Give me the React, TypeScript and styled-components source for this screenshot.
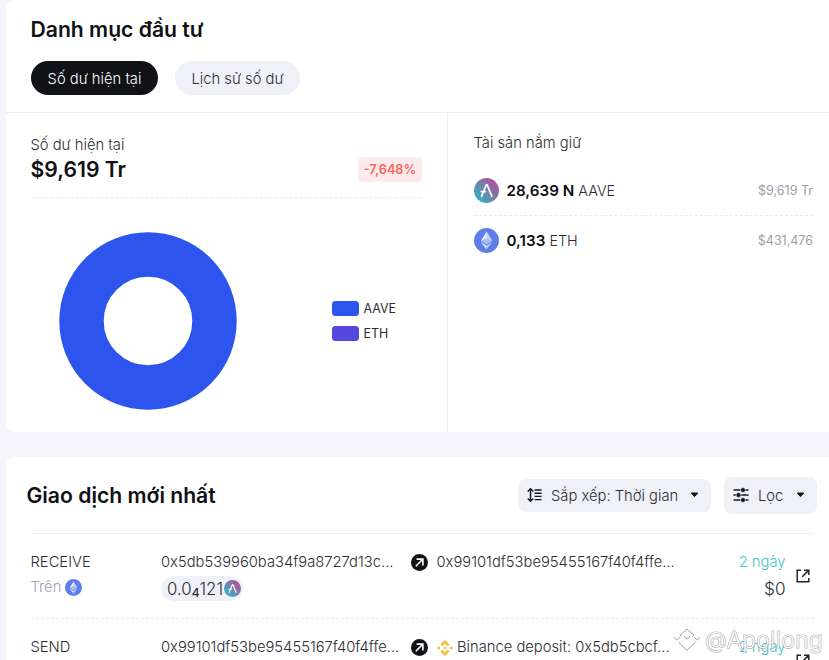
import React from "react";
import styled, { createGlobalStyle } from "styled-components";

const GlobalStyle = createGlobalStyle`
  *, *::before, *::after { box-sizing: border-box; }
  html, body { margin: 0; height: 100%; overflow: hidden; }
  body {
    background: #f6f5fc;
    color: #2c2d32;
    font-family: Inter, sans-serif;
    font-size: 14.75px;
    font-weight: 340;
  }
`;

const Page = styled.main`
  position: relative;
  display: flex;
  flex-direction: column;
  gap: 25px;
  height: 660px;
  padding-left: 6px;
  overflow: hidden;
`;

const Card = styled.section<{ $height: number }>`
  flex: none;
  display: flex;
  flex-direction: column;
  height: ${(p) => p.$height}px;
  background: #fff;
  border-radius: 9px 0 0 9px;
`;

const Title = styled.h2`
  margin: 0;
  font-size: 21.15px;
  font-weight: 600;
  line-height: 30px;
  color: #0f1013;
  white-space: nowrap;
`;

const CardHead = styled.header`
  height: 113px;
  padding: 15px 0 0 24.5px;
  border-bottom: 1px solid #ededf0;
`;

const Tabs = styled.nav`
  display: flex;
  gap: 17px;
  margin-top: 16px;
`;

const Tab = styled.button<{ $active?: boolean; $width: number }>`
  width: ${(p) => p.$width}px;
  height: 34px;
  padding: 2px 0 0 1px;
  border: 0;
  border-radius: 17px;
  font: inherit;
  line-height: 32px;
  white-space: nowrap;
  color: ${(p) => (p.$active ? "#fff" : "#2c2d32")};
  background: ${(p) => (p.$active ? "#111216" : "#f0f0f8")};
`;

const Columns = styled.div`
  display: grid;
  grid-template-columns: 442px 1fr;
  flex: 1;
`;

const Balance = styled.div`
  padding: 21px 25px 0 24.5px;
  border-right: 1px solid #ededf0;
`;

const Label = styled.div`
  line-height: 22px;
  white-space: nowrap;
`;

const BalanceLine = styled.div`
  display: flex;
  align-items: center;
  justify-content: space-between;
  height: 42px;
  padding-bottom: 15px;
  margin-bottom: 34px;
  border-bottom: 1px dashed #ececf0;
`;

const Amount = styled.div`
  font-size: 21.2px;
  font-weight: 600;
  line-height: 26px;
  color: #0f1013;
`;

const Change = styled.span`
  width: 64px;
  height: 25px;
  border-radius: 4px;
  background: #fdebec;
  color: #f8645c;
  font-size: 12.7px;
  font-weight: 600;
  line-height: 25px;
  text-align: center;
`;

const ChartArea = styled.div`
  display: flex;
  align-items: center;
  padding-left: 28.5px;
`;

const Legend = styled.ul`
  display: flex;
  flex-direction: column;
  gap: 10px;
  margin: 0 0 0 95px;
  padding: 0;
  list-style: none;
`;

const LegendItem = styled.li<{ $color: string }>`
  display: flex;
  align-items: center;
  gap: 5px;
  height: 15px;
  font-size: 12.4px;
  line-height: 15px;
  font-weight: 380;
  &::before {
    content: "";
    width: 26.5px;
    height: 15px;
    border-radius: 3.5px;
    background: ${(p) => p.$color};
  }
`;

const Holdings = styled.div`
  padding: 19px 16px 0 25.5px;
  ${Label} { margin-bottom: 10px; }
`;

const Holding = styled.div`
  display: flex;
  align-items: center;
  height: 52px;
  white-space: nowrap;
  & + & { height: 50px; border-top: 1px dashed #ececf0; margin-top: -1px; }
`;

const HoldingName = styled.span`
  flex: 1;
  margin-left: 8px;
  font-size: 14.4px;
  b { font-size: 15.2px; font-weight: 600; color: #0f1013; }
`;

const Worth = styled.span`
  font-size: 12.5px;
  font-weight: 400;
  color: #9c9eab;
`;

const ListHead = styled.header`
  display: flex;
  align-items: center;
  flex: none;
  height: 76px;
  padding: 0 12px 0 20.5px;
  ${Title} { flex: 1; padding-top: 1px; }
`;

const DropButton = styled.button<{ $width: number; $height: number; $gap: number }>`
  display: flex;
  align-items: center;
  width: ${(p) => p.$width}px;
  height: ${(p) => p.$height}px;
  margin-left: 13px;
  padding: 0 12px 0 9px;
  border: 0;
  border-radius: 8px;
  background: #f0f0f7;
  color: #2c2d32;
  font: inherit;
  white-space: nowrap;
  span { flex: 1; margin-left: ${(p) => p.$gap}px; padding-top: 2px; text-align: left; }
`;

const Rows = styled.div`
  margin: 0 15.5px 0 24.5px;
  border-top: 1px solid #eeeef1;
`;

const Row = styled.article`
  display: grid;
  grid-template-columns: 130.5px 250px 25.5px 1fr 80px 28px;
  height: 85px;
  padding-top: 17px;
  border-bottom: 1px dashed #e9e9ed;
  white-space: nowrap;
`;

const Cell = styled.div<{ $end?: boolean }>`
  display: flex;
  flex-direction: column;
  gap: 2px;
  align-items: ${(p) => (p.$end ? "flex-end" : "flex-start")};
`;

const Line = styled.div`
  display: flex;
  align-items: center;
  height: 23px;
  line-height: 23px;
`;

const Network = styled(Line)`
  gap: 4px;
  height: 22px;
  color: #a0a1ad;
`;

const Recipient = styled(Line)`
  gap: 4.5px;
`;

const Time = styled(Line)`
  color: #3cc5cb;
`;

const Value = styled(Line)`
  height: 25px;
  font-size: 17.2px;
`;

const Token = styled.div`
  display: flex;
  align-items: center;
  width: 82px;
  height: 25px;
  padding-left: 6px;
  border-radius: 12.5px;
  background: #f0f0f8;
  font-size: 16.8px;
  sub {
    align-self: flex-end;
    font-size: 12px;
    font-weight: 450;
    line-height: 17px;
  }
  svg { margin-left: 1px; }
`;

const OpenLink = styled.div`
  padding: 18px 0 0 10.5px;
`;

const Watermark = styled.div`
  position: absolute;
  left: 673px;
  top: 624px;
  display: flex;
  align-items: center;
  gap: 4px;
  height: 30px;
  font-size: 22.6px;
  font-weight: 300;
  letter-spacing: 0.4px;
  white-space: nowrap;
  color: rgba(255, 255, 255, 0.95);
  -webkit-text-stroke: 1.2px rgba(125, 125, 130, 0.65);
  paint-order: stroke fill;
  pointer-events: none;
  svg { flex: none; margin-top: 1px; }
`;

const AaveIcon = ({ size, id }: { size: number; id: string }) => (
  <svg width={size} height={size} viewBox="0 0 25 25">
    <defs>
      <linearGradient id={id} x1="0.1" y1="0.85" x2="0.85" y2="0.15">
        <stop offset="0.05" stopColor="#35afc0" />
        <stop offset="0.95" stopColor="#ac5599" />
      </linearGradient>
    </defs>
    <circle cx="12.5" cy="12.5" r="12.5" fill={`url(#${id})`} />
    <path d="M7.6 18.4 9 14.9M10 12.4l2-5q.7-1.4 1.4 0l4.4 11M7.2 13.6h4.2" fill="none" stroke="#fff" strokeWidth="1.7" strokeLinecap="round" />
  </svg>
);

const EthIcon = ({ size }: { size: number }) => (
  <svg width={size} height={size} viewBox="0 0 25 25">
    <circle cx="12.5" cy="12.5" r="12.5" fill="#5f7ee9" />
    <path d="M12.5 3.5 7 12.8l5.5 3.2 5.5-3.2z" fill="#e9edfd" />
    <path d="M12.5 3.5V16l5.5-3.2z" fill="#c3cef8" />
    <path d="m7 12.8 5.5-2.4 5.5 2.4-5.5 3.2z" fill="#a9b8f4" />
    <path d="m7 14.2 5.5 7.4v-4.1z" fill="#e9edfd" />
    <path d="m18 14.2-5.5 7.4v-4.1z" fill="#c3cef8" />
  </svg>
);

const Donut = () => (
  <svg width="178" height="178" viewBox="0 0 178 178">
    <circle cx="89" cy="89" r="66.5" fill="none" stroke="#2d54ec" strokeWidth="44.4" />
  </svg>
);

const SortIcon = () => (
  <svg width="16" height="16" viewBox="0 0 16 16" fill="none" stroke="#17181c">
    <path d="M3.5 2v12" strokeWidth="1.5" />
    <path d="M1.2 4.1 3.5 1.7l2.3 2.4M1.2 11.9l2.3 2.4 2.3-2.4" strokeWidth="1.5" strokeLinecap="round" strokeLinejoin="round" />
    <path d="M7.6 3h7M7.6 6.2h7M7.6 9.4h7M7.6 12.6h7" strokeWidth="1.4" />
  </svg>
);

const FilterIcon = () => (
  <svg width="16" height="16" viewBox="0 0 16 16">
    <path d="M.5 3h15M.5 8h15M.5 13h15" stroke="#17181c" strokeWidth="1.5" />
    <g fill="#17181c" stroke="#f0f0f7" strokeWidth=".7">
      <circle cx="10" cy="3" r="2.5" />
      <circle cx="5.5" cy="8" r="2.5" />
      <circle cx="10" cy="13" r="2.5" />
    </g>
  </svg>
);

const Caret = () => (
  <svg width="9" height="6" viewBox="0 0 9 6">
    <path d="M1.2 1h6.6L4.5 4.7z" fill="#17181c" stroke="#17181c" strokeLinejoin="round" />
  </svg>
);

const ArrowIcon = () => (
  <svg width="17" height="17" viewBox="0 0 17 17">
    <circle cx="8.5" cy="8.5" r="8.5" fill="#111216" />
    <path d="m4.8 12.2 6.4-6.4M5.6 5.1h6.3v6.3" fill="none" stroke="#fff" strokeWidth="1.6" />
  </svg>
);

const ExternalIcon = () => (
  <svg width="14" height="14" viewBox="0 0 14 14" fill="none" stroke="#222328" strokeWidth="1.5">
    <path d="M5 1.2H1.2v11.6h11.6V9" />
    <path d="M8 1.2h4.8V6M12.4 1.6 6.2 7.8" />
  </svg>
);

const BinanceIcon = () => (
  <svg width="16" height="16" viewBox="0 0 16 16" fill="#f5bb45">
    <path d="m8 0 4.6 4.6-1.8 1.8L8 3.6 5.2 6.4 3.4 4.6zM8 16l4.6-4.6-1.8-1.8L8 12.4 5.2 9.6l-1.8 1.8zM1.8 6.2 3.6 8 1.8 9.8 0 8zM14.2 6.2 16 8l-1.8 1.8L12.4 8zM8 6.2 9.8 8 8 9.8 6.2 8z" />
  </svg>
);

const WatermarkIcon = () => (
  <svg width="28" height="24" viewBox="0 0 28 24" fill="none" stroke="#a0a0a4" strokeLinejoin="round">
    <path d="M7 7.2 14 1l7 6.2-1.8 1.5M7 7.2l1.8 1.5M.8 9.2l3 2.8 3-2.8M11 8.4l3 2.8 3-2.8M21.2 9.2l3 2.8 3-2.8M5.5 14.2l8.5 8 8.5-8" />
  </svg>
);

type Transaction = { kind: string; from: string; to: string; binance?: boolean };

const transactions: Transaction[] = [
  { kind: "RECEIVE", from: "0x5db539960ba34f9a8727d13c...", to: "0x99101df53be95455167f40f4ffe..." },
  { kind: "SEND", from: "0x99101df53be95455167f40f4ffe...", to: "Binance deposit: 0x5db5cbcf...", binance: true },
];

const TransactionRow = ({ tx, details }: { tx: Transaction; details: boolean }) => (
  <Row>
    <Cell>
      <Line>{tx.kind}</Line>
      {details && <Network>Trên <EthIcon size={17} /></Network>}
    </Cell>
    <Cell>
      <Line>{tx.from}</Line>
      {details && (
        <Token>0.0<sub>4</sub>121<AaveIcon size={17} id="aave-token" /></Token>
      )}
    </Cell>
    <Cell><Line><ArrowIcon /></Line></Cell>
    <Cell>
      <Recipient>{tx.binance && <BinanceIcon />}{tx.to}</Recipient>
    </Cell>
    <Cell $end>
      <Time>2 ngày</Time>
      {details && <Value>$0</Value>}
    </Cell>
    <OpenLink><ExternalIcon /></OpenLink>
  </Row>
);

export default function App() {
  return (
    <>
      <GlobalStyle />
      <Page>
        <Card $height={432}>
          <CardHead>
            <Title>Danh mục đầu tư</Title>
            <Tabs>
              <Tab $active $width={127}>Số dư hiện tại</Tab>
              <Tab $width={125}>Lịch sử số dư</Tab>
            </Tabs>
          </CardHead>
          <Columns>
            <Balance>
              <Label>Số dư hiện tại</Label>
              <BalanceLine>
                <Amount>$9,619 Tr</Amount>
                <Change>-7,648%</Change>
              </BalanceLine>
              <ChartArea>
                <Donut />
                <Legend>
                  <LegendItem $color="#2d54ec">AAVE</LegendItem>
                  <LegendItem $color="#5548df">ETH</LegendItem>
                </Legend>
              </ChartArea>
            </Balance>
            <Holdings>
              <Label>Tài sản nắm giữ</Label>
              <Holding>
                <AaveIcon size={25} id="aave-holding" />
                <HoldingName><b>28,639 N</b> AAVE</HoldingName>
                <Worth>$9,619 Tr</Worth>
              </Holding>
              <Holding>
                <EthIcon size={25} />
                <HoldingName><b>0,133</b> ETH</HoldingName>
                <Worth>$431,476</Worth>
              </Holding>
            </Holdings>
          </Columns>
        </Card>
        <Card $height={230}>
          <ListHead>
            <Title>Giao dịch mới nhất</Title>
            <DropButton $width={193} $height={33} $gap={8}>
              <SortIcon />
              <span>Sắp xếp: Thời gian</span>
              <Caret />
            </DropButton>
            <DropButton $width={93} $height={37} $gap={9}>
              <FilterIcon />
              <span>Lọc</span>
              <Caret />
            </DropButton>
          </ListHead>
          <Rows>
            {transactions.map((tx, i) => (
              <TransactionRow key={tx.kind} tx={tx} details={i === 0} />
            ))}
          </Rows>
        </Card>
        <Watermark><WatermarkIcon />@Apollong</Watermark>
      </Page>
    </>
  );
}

========================

__AIM OF THE TASK__: Tally up how many lines in the preceding listing contain the word "React". Give nothing but the number.

__THE RESULT__: 2